A lot of the confusion with current PL science as it's presented to
programmers is in the emphasis on mathematical methods. Restrictions that are
proven to improve statistical metrics or lead to important technology within
the toolchain get dismissed on the regular as being incomprehensible or
incompatible with "my style". Surface changes get the majority of attention,
bad or good.

The PL designer has a tough job in that, if they're going for the general
purpose crown, they have to comfort the nervous creatures that are ordinary
programmers while also incorporating the best practices of the known science.

------
JesperRavn
I think a better illustration of the usefulness of PL research is to compare
the languages produced my Microsoft and Google.
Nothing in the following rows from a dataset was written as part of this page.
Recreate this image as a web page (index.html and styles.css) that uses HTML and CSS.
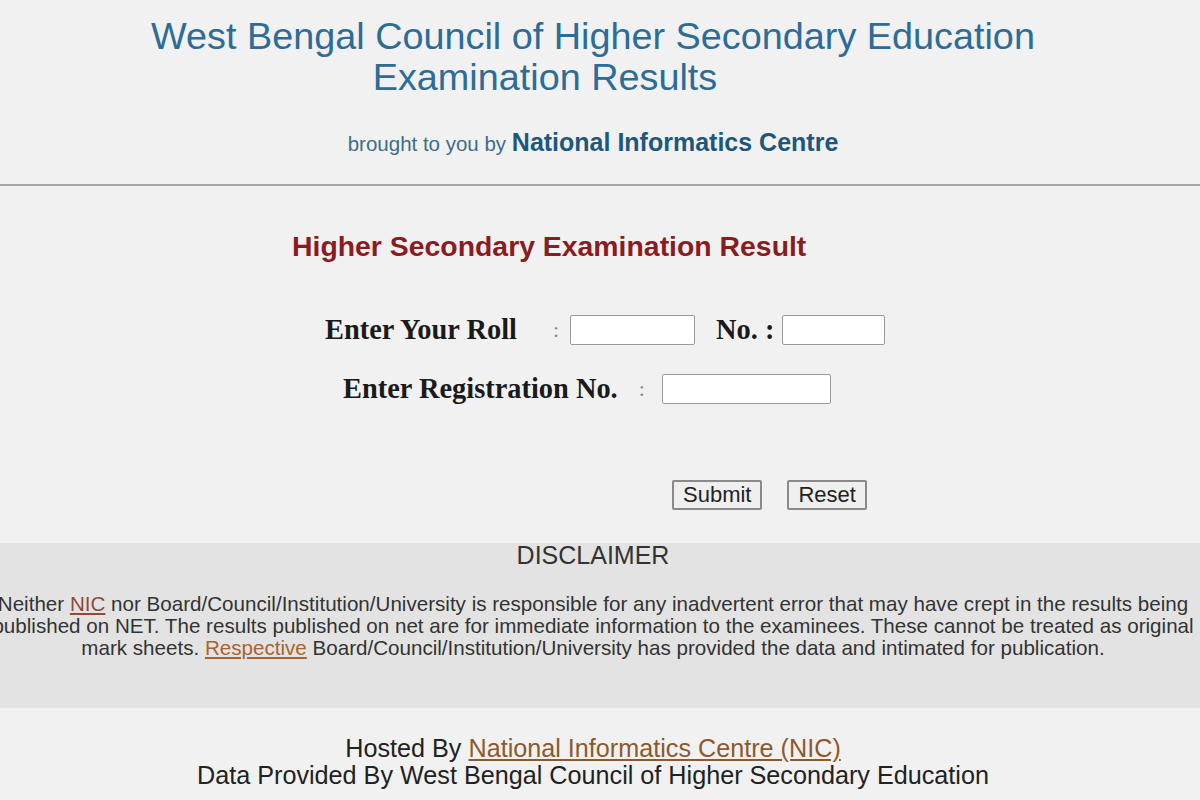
FILE: index.html
```html
<!DOCTYPE html>
<html lang="en">
<head>
    <meta charset="UTF-8">
    <title>WBCHSE Examination Results</title>
    <link rel="stylesheet" href="styles.css">
</head>
<body>

    <!-- Header -->
    <div class="header">
        <h1>
            <span class="title-line">West Bengal Council of Higher Secondary Education</span>
            <span class="title-line second">Examination Results</span>
        </h1>
        <p class="brought">brought to you by <b>National Informatics Centre</b></p>
    </div>

    <!-- Result Form -->
    <div class="result-box">
        <h2>Higher Secondary Examination Result</h2>

        <form class="result-form" onsubmit="return false;">
            <div class="form-row roll-row">
                <label>Enter Your Roll</label>
                <span class="colon roll-colon">:</span>
                <input type="text" class="roll-input">
                <label class="no-label">No. :</label>
                <input type="text" class="no-input">
            </div>
            <div class="form-row reg-row">
                <label>Enter Registration No.</label>
                <span class="colon reg-colon">:</span>
                <input type="text" class="reg-input">
            </div>
            <div class="form-buttons">
                <button type="submit">Submit</button>
                <button type="reset">Reset</button>
            </div>
        </form>
    </div>

    <!-- Disclaimer -->
    <div class="disclaimer">
        <h3>DISCLAIMER</h3>
        <p>Neither <a href="#">NIC</a> nor Board/Council/Institution/University is responsible for any inadvertent error that may have crept in the results being published on NET. The results published on net are for immediate information to the examinees. These cannot be treated as original mark sheets. <a href="#" class="light">Respective</a> Board/Council/Institution/University has provided the data and intimated for publication.</p>
    </div>

    <!-- Footer -->
    <div class="footer">
        <p>Hosted By <a href="#">National Informatics Centre (NIC)</a></p>
        <p>Data Provided By West Bengal Council of Higher Secondary Education</p>
    </div>

</body>
</html>
```

FILE: styles.css
```css
html {
    overflow: hidden;
}
body {
    margin: 0;
    font-family: "Liberation Sans", Arial, sans-serif;
    background-color: #f1f1f1;
    color: #222;
}
.header {
    text-align: center;
    padding: 16px 14px 0 0;
    border-bottom: 2px solid #a5a5a5;
}
.header h1 {
    margin: 0;
    font-size: 37.8px;
    font-weight: normal;
    line-height: 41px;
    color: #2d6c96;
}
.title-line {
    display: block;
    white-space: nowrap;
}
.title-line.second {
    padding-right: 96px;
}
.brought {
    margin: 0;
    padding: 32px 0 28px;
    font-size: 20.5px;
    line-height: 24px;
    color: #3d6c8c;
}
.brought b {
    font-size: 25px;
    color: #1d587c;
}
.result-box {
    box-sizing: border-box;
    padding-top: 44px;
    height: 357px;
}
.result-box h2 {
    margin: 0 0 0 292px;
    font-size: 28.4px;
    line-height: 32px;
    color: #8a1c1f;
}
.result-form {
    margin-top: 52px;
    font-family: "Liberation Serif", "Times New Roman", serif;
}
.form-row {
    display: flex;
    align-items: center;
    height: 32px;
}
.form-row label {
    font-size: 28.4px;
    line-height: 32px;
    font-weight: bold;
    color: #1a1a1a;
    white-space: nowrap;
}
.roll-row {
    padding-left: 325px;
}
.reg-row {
    margin-top: 27px;
    padding-left: 343px;
}
.colon {
    font-size: 22px;
    color: #888;
}
.roll-colon {
    margin: 0 11px 0 36px;
}
.reg-colon {
    margin: 0 17px 0 21px;
}
input {
    height: 30px;
    box-sizing: border-box;
    border: 1px solid #9a9a9a;
    border-radius: 2px;
    background: #fff;
}
.roll-input {
    width: 125px;
}
.no-label {
    margin: 0 8px 0 21px;
}
.no-input {
    width: 103px;
}
.reg-input {
    width: 169px;
}
.form-buttons {
    margin-top: 75px;
    padding-left: 672px;
    display: flex;
    gap: 25px;
}
.form-buttons button {
    font-family: "Liberation Sans", Arial, sans-serif;
    font-size: 22px;
    height: 30px;
    padding: 0 9px;
    background: #efefef;
    border: 2px solid #8a8a8a;
    border-radius: 2px;
    color: #222;
}
.disclaimer {
    background-color: #e3e3e3;
    height: 165px;
    text-align: center;
    color: #333;
}
.disclaimer h3 {
    margin: 0;
    padding: 0 14px 0 0;
    font-size: 25px;
    font-weight: normal;
    line-height: 24px;
}
.disclaimer p {
    margin: 26px 0 0 -9px;
    width: 1204px;
    font-size: 20.6px;
    line-height: 22px;
}
.disclaimer a {
    color: #8f4a38;
}
.disclaimer a.light {
    color: #a8642c;
}
.footer {
    padding: 27px 14px 0 0;
    text-align: center;
    font-size: 25.2px;
    line-height: 27px;
    color: #222;
}
.footer p {
    margin: 0;
    white-space: nowrap;
}
.footer a {
    color: #8c5a2c;
}
```
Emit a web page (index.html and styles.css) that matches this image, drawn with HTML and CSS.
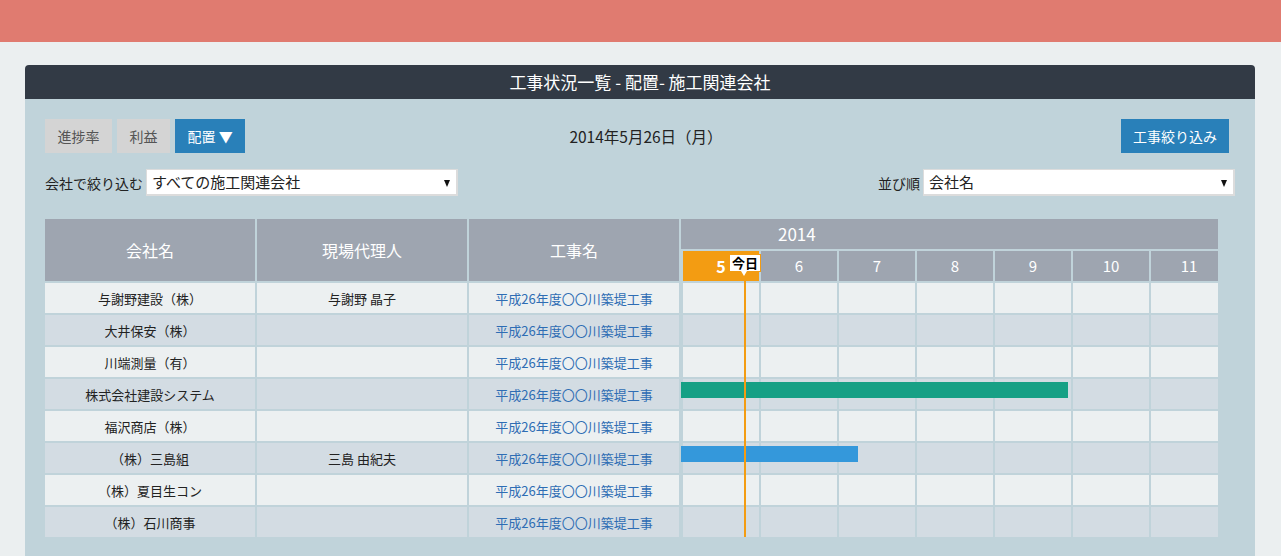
FILE: index.html
```html
<!DOCTYPE html>
<html lang="ja">
<head>
<meta charset="utf-8">
<title>工事状況一覧 - 配置- 施工関連会社</title>
<link rel="stylesheet" href="styles.css">
</head>
<body>
<header class="topbar"></header>
<main class="page">
  <section class="panel">
    <h1 class="panel-title">工事状況一覧 - 配置- 施工関連会社</h1>
    <div class="panel-body">
      <div class="toolbar">
        <div class="tabs">
          <button class="tab">進捗率</button>
          <button class="tab">利益</button>
          <button class="tab active">配置 ▼</button>
        </div>
        <div class="date">2014年5月26日（月）</div>
        <div class="tool-right"><button class="btn-primary">工事絞り込み</button></div>
      </div>
      <div class="filters">
        <div class="filter">
          <span class="filter-label">会社で絞り込む</span>
          <span class="select">すべての施工関連会社</span>
        </div>
        <div class="filter">
          <span class="filter-label">並び順</span>
          <span class="select">会社名</span>
        </div>
      </div>
      <div class="chart">
        <table class="grid">
          <colgroup><col class="c-name"><col class="c-agent"><col class="c-work"><col class="c-gantt"></colgroup>
          <thead>
            <tr>
              <th class="hcell">会社名</th>
              <th class="hcell">現場代理人</th>
              <th class="hcell">工事名</th>
              <th class="gantt-head">
                <div class="year">2014</div>
                <div class="months">
                  <div class="month current">5</div>
                  <div class="month">6</div>
                  <div class="month">7</div>
                  <div class="month">8</div>
                  <div class="month">9</div>
                  <div class="month">10</div>
                  <div class="month">11</div>
                </div>
              </th>
            </tr>
          </thead>
          <tbody>
            <tr class="odd"><td>与謝野建設（株）</td><td>与謝野 晶子</td><td class="work">平成26年度〇〇川築堤工事</td><td class="gantt"><div class="cells"><i></i><i></i><i></i><i></i><i></i><i></i><i></i></div></td></tr>
            <tr class="even"><td>大井保安（株）</td><td></td><td class="work">平成26年度〇〇川築堤工事</td><td class="gantt"><div class="cells"><i></i><i></i><i></i><i></i><i></i><i></i><i></i></div></td></tr>
            <tr class="odd"><td>川端測量（有）</td><td></td><td class="work">平成26年度〇〇川築堤工事</td><td class="gantt"><div class="cells"><i></i><i></i><i></i><i></i><i></i><i></i><i></i></div></td></tr>
            <tr class="even"><td>株式会社建設システム</td><td></td><td class="work">平成26年度〇〇川築堤工事</td><td class="gantt"><div class="cells"><i></i><i></i><i></i><i></i><i></i><i></i><i></i></div><div class="bar green" style="width:387px"></div></td></tr>
            <tr class="odd"><td>福沢商店（株）</td><td></td><td class="work">平成26年度〇〇川築堤工事</td><td class="gantt"><div class="cells"><i></i><i></i><i></i><i></i><i></i><i></i><i></i></div></td></tr>
            <tr class="even"><td>（株）三島組</td><td>三島 由紀夫</td><td class="work">平成26年度〇〇川築堤工事</td><td class="gantt"><div class="cells"><i></i><i></i><i></i><i></i><i></i><i></i><i></i></div><div class="bar blue" style="width:177px"></div></td></tr>
            <tr class="odd"><td>（株）夏目生コン</td><td></td><td class="work">平成26年度〇〇川築堤工事</td><td class="gantt"><div class="cells"><i></i><i></i><i></i><i></i><i></i><i></i><i></i></div></td></tr>
            <tr class="even"><td>（株）石川商事</td><td></td><td class="work">平成26年度〇〇川築堤工事</td><td class="gantt"><div class="cells"><i></i><i></i><i></i><i></i><i></i><i></i><i></i></div></td></tr>
          </tbody>
        </table>
        <div class="today-line"></div>
        <div class="today-badge">今日</div>
      </div>
    </div>
  </section>
</main>
</body>
</html>
```
FILE: styles.css
```css
* { box-sizing: border-box; }
html, body { margin: 0; padding: 0; }
body {
  background: #ebeff0;
  font-family: "Noto Sans CJK JP", "Noto Sans", sans-serif;
  color: #222;
  overflow: hidden;
}
.topbar {
  height: 42px;
  background: #e07b70;
}
.page {
  padding: 23px 26px 0 25px;
}
.panel {
  width: 1230px;
}
.panel-title {
  margin: 0;
  height: 34px;
  line-height: 34px;
  background: #323a45;
  color: #fff;
  font-size: 17px;
  font-weight: normal;
  text-align: center;
  border-radius: 4px 4px 0 0;
}
.panel-body {
  background: #c0d3da;
  padding: 20px 20px 20px 20px;
}
.toolbar {
  display: grid;
  grid-template-columns: 1fr auto 1fr;
  align-items: center;
  height: 34px;
}
.tabs {
  display: flex;
  gap: 5px;
}
button {
  font-family: inherit;
  border: none;
  margin: 0;
  cursor: pointer;
}
.tab {
  height: 34px;
  padding: 0 12.5px;
  background: #d4d4d4;
  color: #555;
  font-size: 14px;
  line-height: 34px;
}
.tab.active {
  background: #2980b9;
  color: #fff;
}
.date {
  font-size: 15.5px;
  color: #222;
  padding-left: 12px;
}
.tool-right {
  justify-self: end;
  padding-right: 6px;
}
.btn-primary {
  height: 34px;
  padding: 0 12px;
  background: #2980b9;
  color: #fff;
  font-size: 14px;
  line-height: 34px;
}
.filters {
  margin-top: 16px;
  display: flex;
  justify-content: space-between;
  align-items: center;
}
.filter {
  display: flex;
  align-items: center;
  gap: 3px;
}
.filter-label {
  font-size: 14px;
  color: #222;
}
.select {
  position: relative;
  display: block;
  width: 312px;
  height: 27px;
  line-height: 24px;
  background: #fff;
  border: 1px solid #dcdcdc;
  border-width: 1px 2px 2px 1px;
  padding-left: 5px;
  font-size: 15px;
  color: #222;
}
.select::after {
  content: "";
  position: absolute;
  right: 6px;
  top: 10px;
  border-top: 7px solid #111;
  border-left: 3.5px solid transparent;
  border-right: 3.5px solid transparent;
}
.chart {
  position: relative;
  margin: 21px 0 0 -2px;
  width: 1177px;
}
.grid {
  border-collapse: separate;
  border-spacing: 2px;
  table-layout: fixed;
  width: 1177px;
}
.c-name, .c-agent, .c-work { width: 210px; }
.c-gantt { width: 537px; }
.hcell {
  height: 62px;
  padding: 0;
  background: #9ea5b0;
  color: #fff;
  font-size: 16px;
  font-weight: normal;
  text-align: center;
}
.gantt-head {
  padding: 0;
  vertical-align: top;
  font-weight: normal;
}
.year {
  height: 30px;
  line-height: 29px;
  background: #9ea5b0;
  color: #fff;
  font-size: 17px;
  text-align: left;
  padding-left: 97px;
}
.months {
  margin-top: 2px;
  display: flex;
  gap: 2px;
  padding-left: 2px;
  height: 30px;
  overflow: hidden;
}
.month {
  flex: 0 0 76px;
  background: #9ea5b0;
  color: #fff;
  font-size: 15px;
  line-height: 30px;
  text-align: center;
}
.month.current {
  background: #f39c12;
  font-weight: bold;
  font-size: 16px;
}
.grid td {
  height: 30px;
  padding: 0;
  font-size: 13px;
  text-align: center;
  white-space: nowrap;
  color: #222;
}
.odd td { background: #ecf0f1; }
.even td { background: #d3dce3; }
.grid td.work { color: #2e6db4; }
.grid td.gantt {
  background: transparent;
  position: relative;
}
.cells {
  display: flex;
  gap: 2px;
  padding-left: 2px;
  height: 30px;
  overflow: hidden;
}
.cells i {
  flex: 0 0 76px;
  display: block;
}
.odd .cells i { background: #ecf0f1; }
.even .cells i { background: #d3dce3; }
.bar {
  position: absolute;
  left: 0;
  top: 3px;
  height: 16px;
}
.bar.green { background: #16a085; }
.bar.blue { background: #3498db; }
.today-line {
  position: absolute;
  left: 701px;
  top: 56px;
  bottom: 2px;
  width: 2px;
  background: #f39c12;
}
.today-badge {
  position: absolute;
  left: 686px;
  top: 37px;
  width: 32px;
  height: 18px;
  background: #fff;
  border: 1px solid #f39c12;
  color: #000;
  font-size: 13px;
  font-weight: bold;
  line-height: 16px;
  text-align: center;
}
.today-badge::after {
  content: "";
  position: absolute;
  left: 11px;
  bottom: -5px;
  border-top: 5px solid #fff;
  border-left: 3.5px solid transparent;
  border-right: 3.5px solid transparent;
}
```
Microsoft produces C# and Typescript. Google produced Go and Dart. I think
it's fair to say that C# is a better language than Go. The biggest flaw in Go
(lack of generics) is met with the weak excuse that they haven't figured out
how to do it right. I don't know much about Dart, but Typescript is a stellar
language.

Microsoft has a lot of PL expertise in house, including Simon Peyton Jones.
Their languages clearly benefit from expertise in PL theory. Google, on the
other hand, favors pragmatism over theory and prefers to draw on software
engineering experience. Google's languages aren't bad, they just don't seem to
have much going for them _as languages_. Their failings are partly made up for
in other things, like the toolchain, libraries, etc.

So I think looking at these real world examples, it's clear that PL theory
does lead to better languages, even when one excludes languages like Haskell
with little industry adoption.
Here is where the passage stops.